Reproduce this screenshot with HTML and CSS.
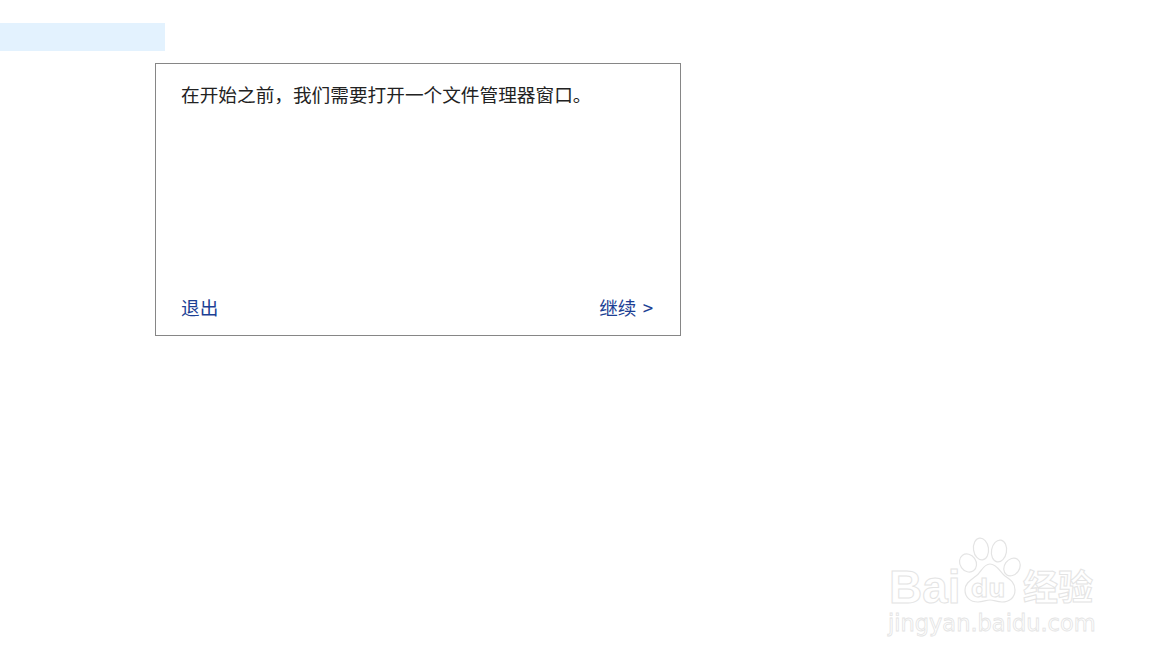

...

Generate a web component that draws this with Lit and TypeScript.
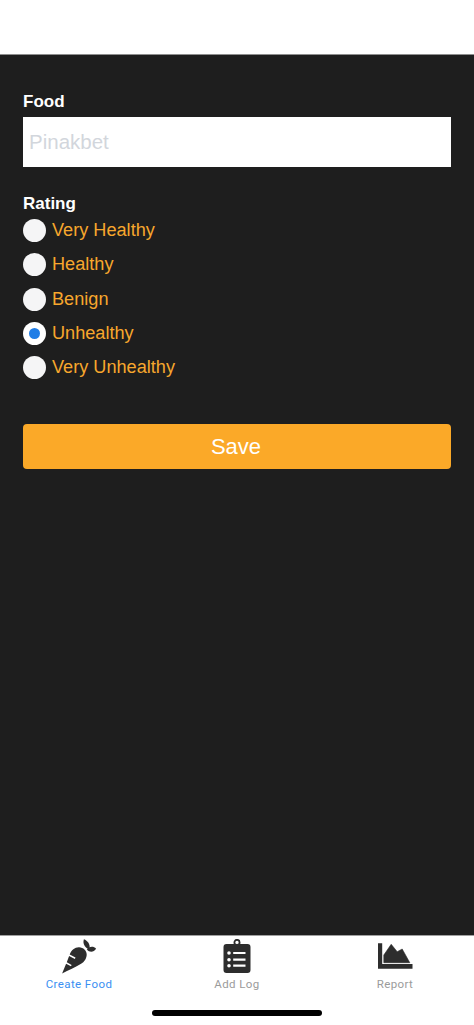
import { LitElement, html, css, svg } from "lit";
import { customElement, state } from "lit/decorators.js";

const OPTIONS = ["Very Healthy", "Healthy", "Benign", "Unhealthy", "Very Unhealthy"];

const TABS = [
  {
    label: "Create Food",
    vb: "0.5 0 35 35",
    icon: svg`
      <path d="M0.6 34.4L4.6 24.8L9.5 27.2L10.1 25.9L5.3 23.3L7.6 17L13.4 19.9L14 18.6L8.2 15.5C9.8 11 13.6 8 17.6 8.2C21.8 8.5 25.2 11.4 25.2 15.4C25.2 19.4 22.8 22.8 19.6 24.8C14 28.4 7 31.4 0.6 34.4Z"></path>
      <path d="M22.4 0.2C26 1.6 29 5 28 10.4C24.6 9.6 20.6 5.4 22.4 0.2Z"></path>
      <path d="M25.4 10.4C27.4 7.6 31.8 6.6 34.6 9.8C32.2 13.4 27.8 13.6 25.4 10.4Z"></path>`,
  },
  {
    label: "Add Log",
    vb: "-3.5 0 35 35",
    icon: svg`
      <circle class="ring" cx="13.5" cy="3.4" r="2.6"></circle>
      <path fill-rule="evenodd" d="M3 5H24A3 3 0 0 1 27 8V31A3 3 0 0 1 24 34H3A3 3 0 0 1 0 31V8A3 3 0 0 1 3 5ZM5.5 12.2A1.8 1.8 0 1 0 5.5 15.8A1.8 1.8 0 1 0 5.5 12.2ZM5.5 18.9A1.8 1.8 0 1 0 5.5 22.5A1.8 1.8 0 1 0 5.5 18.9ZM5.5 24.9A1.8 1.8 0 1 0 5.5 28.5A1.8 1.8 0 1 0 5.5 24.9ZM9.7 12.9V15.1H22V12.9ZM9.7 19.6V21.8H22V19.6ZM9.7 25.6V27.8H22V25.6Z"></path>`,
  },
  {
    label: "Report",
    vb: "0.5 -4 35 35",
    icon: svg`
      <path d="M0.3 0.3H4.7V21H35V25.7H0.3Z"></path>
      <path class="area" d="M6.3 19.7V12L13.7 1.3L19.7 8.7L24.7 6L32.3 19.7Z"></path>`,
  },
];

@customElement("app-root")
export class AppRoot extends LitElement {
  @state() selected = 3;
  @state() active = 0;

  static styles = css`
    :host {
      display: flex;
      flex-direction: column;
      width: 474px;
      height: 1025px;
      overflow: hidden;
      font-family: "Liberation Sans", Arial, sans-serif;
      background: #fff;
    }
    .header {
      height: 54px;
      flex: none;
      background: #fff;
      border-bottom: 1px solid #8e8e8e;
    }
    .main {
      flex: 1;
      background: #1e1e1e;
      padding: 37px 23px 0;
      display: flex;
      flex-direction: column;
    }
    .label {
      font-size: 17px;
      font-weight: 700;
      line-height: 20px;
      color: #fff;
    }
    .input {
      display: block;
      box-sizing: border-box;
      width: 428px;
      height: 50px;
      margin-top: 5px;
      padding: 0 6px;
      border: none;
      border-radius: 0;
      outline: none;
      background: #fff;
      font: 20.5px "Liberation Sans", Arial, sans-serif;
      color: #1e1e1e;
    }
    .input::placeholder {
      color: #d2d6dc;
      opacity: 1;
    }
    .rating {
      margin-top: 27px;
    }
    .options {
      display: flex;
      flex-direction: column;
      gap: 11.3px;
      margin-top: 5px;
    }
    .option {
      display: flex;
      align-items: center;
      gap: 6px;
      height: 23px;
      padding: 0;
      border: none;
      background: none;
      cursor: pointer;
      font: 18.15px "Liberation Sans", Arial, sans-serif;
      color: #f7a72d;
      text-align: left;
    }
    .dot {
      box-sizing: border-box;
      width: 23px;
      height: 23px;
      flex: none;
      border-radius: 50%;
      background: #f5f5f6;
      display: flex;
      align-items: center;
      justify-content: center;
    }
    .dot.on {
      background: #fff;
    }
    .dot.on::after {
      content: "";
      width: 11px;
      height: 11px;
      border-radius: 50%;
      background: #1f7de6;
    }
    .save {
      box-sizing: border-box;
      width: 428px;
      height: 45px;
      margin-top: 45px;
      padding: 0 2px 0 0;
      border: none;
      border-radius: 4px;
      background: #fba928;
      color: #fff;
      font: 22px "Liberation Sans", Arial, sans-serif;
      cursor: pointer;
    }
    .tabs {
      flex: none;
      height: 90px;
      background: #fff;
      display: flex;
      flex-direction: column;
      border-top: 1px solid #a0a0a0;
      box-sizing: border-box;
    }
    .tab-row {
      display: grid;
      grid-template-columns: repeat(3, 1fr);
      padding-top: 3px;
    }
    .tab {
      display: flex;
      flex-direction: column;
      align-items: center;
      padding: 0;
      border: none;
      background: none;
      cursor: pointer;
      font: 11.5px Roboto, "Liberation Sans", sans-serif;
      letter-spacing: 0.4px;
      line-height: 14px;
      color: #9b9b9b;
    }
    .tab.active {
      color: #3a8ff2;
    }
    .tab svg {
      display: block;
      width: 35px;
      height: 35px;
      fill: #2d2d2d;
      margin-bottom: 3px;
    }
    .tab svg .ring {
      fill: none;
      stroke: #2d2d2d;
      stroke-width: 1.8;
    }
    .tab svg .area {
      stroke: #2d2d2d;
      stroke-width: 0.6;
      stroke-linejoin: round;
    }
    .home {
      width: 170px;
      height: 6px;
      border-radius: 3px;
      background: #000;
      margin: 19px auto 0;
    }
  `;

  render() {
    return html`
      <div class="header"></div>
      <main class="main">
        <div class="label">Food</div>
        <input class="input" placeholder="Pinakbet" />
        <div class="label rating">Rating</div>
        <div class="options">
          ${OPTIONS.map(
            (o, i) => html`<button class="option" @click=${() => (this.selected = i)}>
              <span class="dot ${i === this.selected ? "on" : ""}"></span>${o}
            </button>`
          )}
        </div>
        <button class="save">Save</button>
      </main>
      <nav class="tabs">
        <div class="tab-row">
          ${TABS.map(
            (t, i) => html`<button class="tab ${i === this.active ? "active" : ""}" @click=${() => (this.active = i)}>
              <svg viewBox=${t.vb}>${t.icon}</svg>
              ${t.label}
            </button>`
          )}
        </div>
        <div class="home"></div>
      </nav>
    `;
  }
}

▸ **TASK OBJECTIVE**
Pull out only the lines from the one with "Generate a web" up to and including the one with "active = 0;", and drop any pictures along the way.

▸ **FINAL RESULT**
Generate a web component that draws this with Lit and TypeScript.
import { LitElement, html, css, svg } from "lit";
import { customElement, state } from "lit/decorators.js";

const OPTIONS = ["Very Healthy", "Healthy", "Benign", "Unhealthy", "Very Unhealthy"];

const TABS = [
  {
    label: "Create Food",
    vb: "0.5 0 35 35",
    icon: svg`
      <path d="M0.6 34.4L4.6 24.8L9.5 27.2L10.1 25.9L5.3 23.3L7.6 17L13.4 19.9L14 18.6L8.2 15.5C9.8 11 13.6 8 17.6 8.2C21.8 8.5 25.2 11.4 25.2 15.4C25.2 19.4 22.8 22.8 19.6 24.8C14 28.4 7 31.4 0.6 34.4Z"></path>
      <path d="M22.4 0.2C26 1.6 29 5 28 10.4C24.6 9.6 20.6 5.4 22.4 0.2Z"></path>
      <path d="M25.4 10.4C27.4 7.6 31.8 6.6 34.6 9.8C32.2 13.4 27.8 13.6 25.4 10.4Z"></path>`,
  },
  {
    label: "Add Log",
    vb: "-3.5 0 35 35",
    icon: svg`
      <circle class="ring" cx="13.5" cy="3.4" r="2.6"></circle>
      <path fill-rule="evenodd" d="M3 5H24A3 3 0 0 1 27 8V31A3 3 0 0 1 24 34H3A3 3 0 0 1 0 31V8A3 3 0 0 1 3 5ZM5.5 12.2A1.8 1.8 0 1 0 5.5 15.8A1.8 1.8 0 1 0 5.5 12.2ZM5.5 18.9A1.8 1.8 0 1 0 5.5 22.5A1.8 1.8 0 1 0 5.5 18.9ZM5.5 24.9A1.8 1.8 0 1 0 5.5 28.5A1.8 1.8 0 1 0 5.5 24.9ZM9.7 12.9V15.1H22V12.9ZM9.7 19.6V21.8H22V19.6ZM9.7 25.6V27.8H22V25.6Z"></path>`,
  },
  {
    label: "Report",
    vb: "0.5 -4 35 35",
    icon: svg`
      <path d="M0.3 0.3H4.7V21H35V25.7H0.3Z"></path>
      <path class="area" d="M6.3 19.7V12L13.7 1.3L19.7 8.7L24.7 6L32.3 19.7Z"></path>`,
  },
];

@customElement("app-root")
export class AppRoot extends LitElement {
  @state() selected = 3;
  @state() active = 0;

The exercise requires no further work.